Book Review – Beautiful World Where Are You by Sally Rooney
I mean, what can I say. Beautiful World, Where Are You by Sally Rooney is just not for me.
My mid-book review pretty much sums it up:
Beautiful World, Where Are You follows four people in their early to mid-thirties as they go about life. Eileen, Alice, Simon, and Felix write emails, go on dates, visit with one another, and talk and talk and talk throughout it all. That’s the beginning and end of the plot – people talking at each other.
There is a lot of mundanity here. Things I maybe wouldn’t spend so much time discussing in a book, such as every step of changing WH Auden to W.H. Auden. Sometimes the mundanity leads to more profound revelations, still waters running deep and all of that. I don’t know that it does here.
We’re mired in glances, awkward conversations, relationship statuses, and pretentious viewpoints loudly declared.
The worst part: arrested development
Part of me (okay, more than just part of me) feels impatient with these characters. Nearing or in their 30s, they seem too old to be still acting so immature. Of course, aren’t we all, but these characters seem remarkably self-centered.
They still have so many convictions that would be more appropriate for people in their early 20s who are still figuring out life and how to adult while loudly declaring their beliefs as the only valid ones.
At one point, Eileen invites herself to church with Simon, then writes a long email to Alice about how mass rubbed her the wrong way as if she were seeing church for the first time and was shocked and offended by every part, and religion as a whole.
Sally Rooney is a brilliant but often polarizing author. People tend to claim she’s either the next great millennial literary mind or overrated. I’m reluctant to fall on either one of those camps because I just haven’t read a significant enough sample of her work to be reliable. I didn’t even finish Beautiful World, Where Are You. It joined my small DNF pile because I just couldn’t even with these people.

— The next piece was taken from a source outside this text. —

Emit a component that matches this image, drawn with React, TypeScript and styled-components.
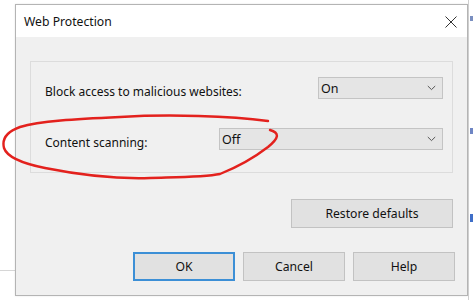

Let’s compare the book to Seinfeld, the famous TV show about nothing. With Seinfeld, we have good fun laughing at the cringey characters as they bumble through awkward situations.
Beautiful World, Where Are You has much the same setup, but none of the pleasure. The characters here aren’t charismatic or lovingly flawed, with at least somewhat endearing quirks.
Instead, they’re just annoying.
If you’re in the same boat as me (and hopefully you’re not and you enjoyed the book like many others did), here’s another book you might enjoy. The New Me by Halle Butler is also lauded as a quintessential millennial novel, following a young woman who is juicily unlikeable and immature as she bounces from one disaster to another.